→ Set task
Restate each line of the listing exactly, without carrying over any pictures.
========================
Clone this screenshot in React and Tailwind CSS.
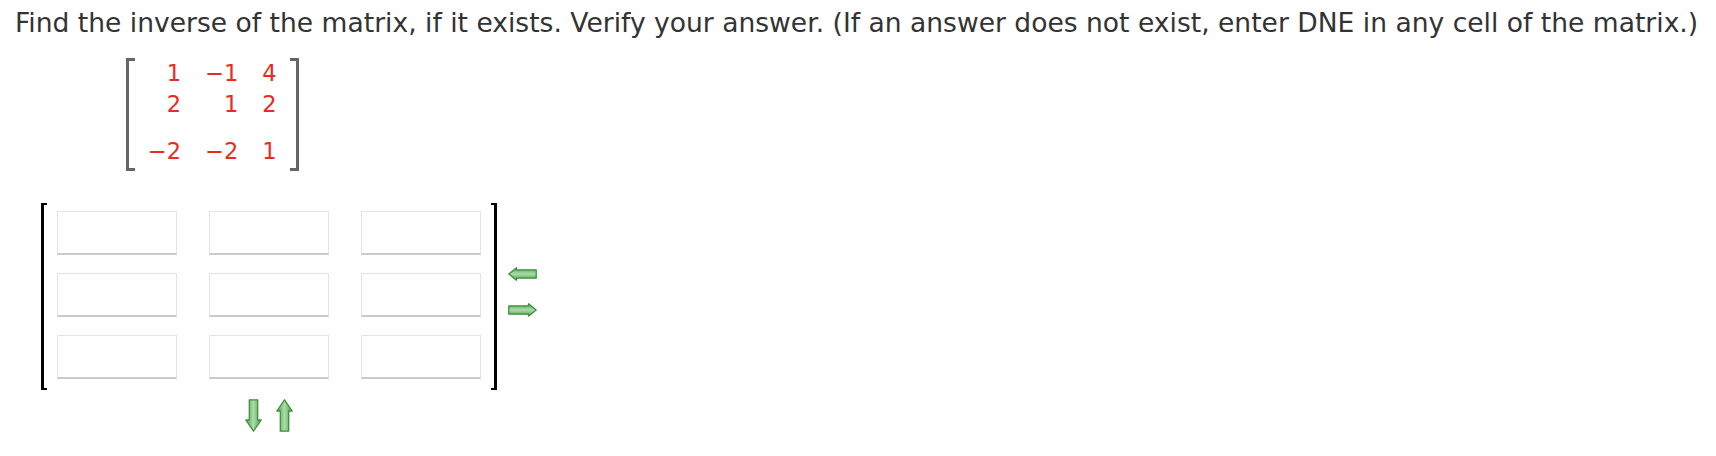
import React from 'react';

const given = [
  ['1', '\u22121', '4'],
  ['2', '1', '2'],
  ['\u22122', '\u22122', '1'],
];

function HArrow({ dir }) {
  const pts =
    dir === 'left'
      ? '0.8,7 8.5,0.8 8.5,2.8 28.2,2.8 28.2,11.2 8.5,11.2 8.5,13.2'
      : '28.2,7 20.5,0.8 20.5,2.8 0.8,2.8 0.8,11.2 20.5,11.2 20.5,13.2';
  const id = `h-${dir}`;
  return (
    <svg width="29" height="14" viewBox="0 0 29 14" className="block">
      <defs>
        <linearGradient id={id} x1="0" y1="0" x2="0" y2="1">
          <stop offset="0" stopColor="#4fa64f" />
          <stop offset="0.5" stopColor="#a9dca9" />
          <stop offset="1" stopColor="#48a048" />
        </linearGradient>
      </defs>
      <polygon points={pts} fill={`url(#${id})`} stroke="#3f8f3f" strokeWidth="1.3" strokeLinejoin="round" />
    </svg>
  );
}

function VArrow({ dir }) {
  const pts =
    dir === 'down'
      ? '4.3,0.8 12.7,0.8 12.7,21 16.2,21 8.5,32.2 0.8,21 4.3,21'
      : '4.3,32.2 12.7,32.2 12.7,12 16.2,12 8.5,0.8 0.8,12 4.3,12';
  const id = `v-${dir}`;
  return (
    <svg width="17" height="33" viewBox="0 0 17 33" className="block">
      <defs>
        <linearGradient id={id} x1="0" y1="0" x2="1" y2="0">
          <stop offset="0" stopColor="#4fa64f" />
          <stop offset="0.5" stopColor="#a9dca9" />
          <stop offset="1" stopColor="#48a048" />
        </linearGradient>
      </defs>
      <polygon points={pts} fill={`url(#${id})`} stroke="#3f8f3f" strokeWidth="1.3" strokeLinejoin="round" />
    </svg>
  );
}

export default function App() {
  return (
    <div className="min-h-[456px] bg-white px-[15px] pt-[8px] text-[#333]" style={{ fontFamily: '"DejaVu Sans", Verdana, sans-serif' }}>
      <p className="text-[26.55px] leading-[30px] whitespace-nowrap">
        Find the inverse of the matrix, if it exists. Verify your answer. (If an answer does not exist, enter DNE in any cell of the matrix.)
      </p>

      {/* given matrix */}
      <div className="ml-[111px] mt-[20px] flex w-max">
        <div className="w-[9px] border-l-[3px] border-y-[3px] border-[#666]" />
        <div className="grid grid-cols-[auto_auto_auto] gap-x-[24px] px-[13px] pb-[4px] text-[22.5px] leading-[31px] text-[#ec2b1f] text-right">
          {given.map((row, r) =>
            row.map((v, c) => (
              <span key={`${r}-${c}`} className={r === 2 ? 'mt-[16px]' : ''}>
                {v}
              </span>
            ))
          )}
        </div>
        <div className="w-[9px] border-r-[3px] border-y-[3px] border-[#666]" />
      </div>

      {/* answer matrix */}
      <div className="ml-[26px] mt-[32px] flex items-start">
        <div className="flex flex-col items-center">
          <div className="flex">
            <div className="w-[6px] border-l-[3px] border-y-[2px] border-black" />
            <div className="grid grid-cols-[120px_120px_120px] gap-x-[32px] gap-y-[18px] pl-[10px] pr-[10px] pt-[8px] pb-[11px]">
              {Array.from({ length: 9 }).map((_, i) => (
                <input
                  key={i}
                  type="text"
                  className="h-[44px] w-[120px] border border-[#e4e4e4] border-b-2 border-b-[#cbcbcb] bg-white outline-none"
                />
              ))}
            </div>
            <div className="w-[6px] border-r-[3px] border-y-[2px] border-black" />
          </div>
          <div className="mt-[9px] flex gap-[14px]">
            <VArrow dir="down" />
            <VArrow dir="up" />
          </div>
        </div>
        <div className="ml-[11px] mt-[64px] flex flex-col gap-[22px]">
          <HArrow dir="left" />
          <HArrow dir="right" />
        </div>
      </div>
    </div>
  );
}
========================
→ Solved problem
Clone this screenshot in React and Tailwind CSS.
import React from 'react';

const given = [
  ['1', '\u22121', '4'],
  ['2', '1', '2'],
  ['\u22122', '\u22122', '1'],
];

function HArrow({ dir }) {
  const pts =
    dir === 'left'
      ? '0.8,7 8.5,0.8 8.5,2.8 28.2,2.8 28.2,11.2 8.5,11.2 8.5,13.2'
      : '28.2,7 20.5,0.8 20.5,2.8 0.8,2.8 0.8,11.2 20.5,11.2 20.5,13.2';
  const id = `h-${dir}`;
  return (
    <svg width="29" height="14" viewBox="0 0 29 14" className="block">
      <defs>
        <linearGradient id={id} x1="0" y1="0" x2="0" y2="1">
          <stop offset="0" stopColor="#4fa64f" />
          <stop offset="0.5" stopColor="#a9dca9" />
          <stop offset="1" stopColor="#48a048" />
        </linearGradient>
      </defs>
      <polygon points={pts} fill={`url(#${id})`} stroke="#3f8f3f" strokeWidth="1.3" strokeLinejoin="round" />
    </svg>
  );
}

function VArrow({ dir }) {
  const pts =
    dir === 'down'
      ? '4.3,0.8 12.7,0.8 12.7,21 16.2,21 8.5,32.2 0.8,21 4.3,21'
      : '4.3,32.2 12.7,32.2 12.7,12 16.2,12 8.5,0.8 0.8,12 4.3,12';
  const id = `v-${dir}`;
  return (
    <svg width="17" height="33" viewBox="0 0 17 33" className="block">
      <defs>
        <linearGradient id={id} x1="0" y1="0" x2="1" y2="0">
          <stop offset="0" stopColor="#4fa64f" />
          <stop offset="0.5" stopColor="#a9dca9" />
          <stop offset="1" stopColor="#48a048" />
        </linearGradient>
      </defs>
      <polygon points={pts} fill={`url(#${id})`} stroke="#3f8f3f" strokeWidth="1.3" strokeLinejoin="round" />
    </svg>
  );
}

export default function App() {
  return (
    <div className="min-h-[456px] bg-white px-[15px] pt-[8px] text-[#333]" style={{ fontFamily: '"DejaVu Sans", Verdana, sans-serif' }}>
      <p className="text-[26.55px] leading-[30px] whitespace-nowrap">
        Find the inverse of the matrix, if it exists. Verify your answer. (If an answer does not exist, enter DNE in any cell of the matrix.)
      </p>

      {/* given matrix */}
      <div className="ml-[111px] mt-[20px] flex w-max">
        <div className="w-[9px] border-l-[3px] border-y-[3px] border-[#666]" />
        <div className="grid grid-cols-[auto_auto_auto] gap-x-[24px] px-[13px] pb-[4px] text-[22.5px] leading-[31px] text-[#ec2b1f] text-right">
          {given.map((row, r) =>
            row.map((v, c) => (
              <span key={`${r}-${c}`} className={r === 2 ? 'mt-[16px]' : ''}>
                {v}
              </span>
            ))
          )}
        </div>
        <div className="w-[9px] border-r-[3px] border-y-[3px] border-[#666]" />
      </div>

      {/* answer matrix */}
      <div className="ml-[26px] mt-[32px] flex items-start">
        <div className="flex flex-col items-center">
          <div className="flex">
            <div className="w-[6px] border-l-[3px] border-y-[2px] border-black" />
            <div className="grid grid-cols-[120px_120px_120px] gap-x-[32px] gap-y-[18px] pl-[10px] pr-[10px] pt-[8px] pb-[11px]">
              {Array.from({ length: 9 }).map((_, i) => (
                <input
                  key={i}
                  type="text"
                  className="h-[44px] w-[120px] border border-[#e4e4e4] border-b-2 border-b-[#cbcbcb] bg-white outline-none"
                />
              ))}
            </div>
            <div className="w-[6px] border-r-[3px] border-y-[2px] border-black" />
          </div>
          <div className="mt-[9px] flex gap-[14px]">
            <VArrow dir="down" />
            <VArrow dir="up" />
          </div>
        </div>
        <div className="ml-[11px] mt-[64px] flex flex-col gap-[22px]">
          <HArrow dir="left" />
          <HArrow dir="right" />
        </div>
      </div>
    </div>
  );
}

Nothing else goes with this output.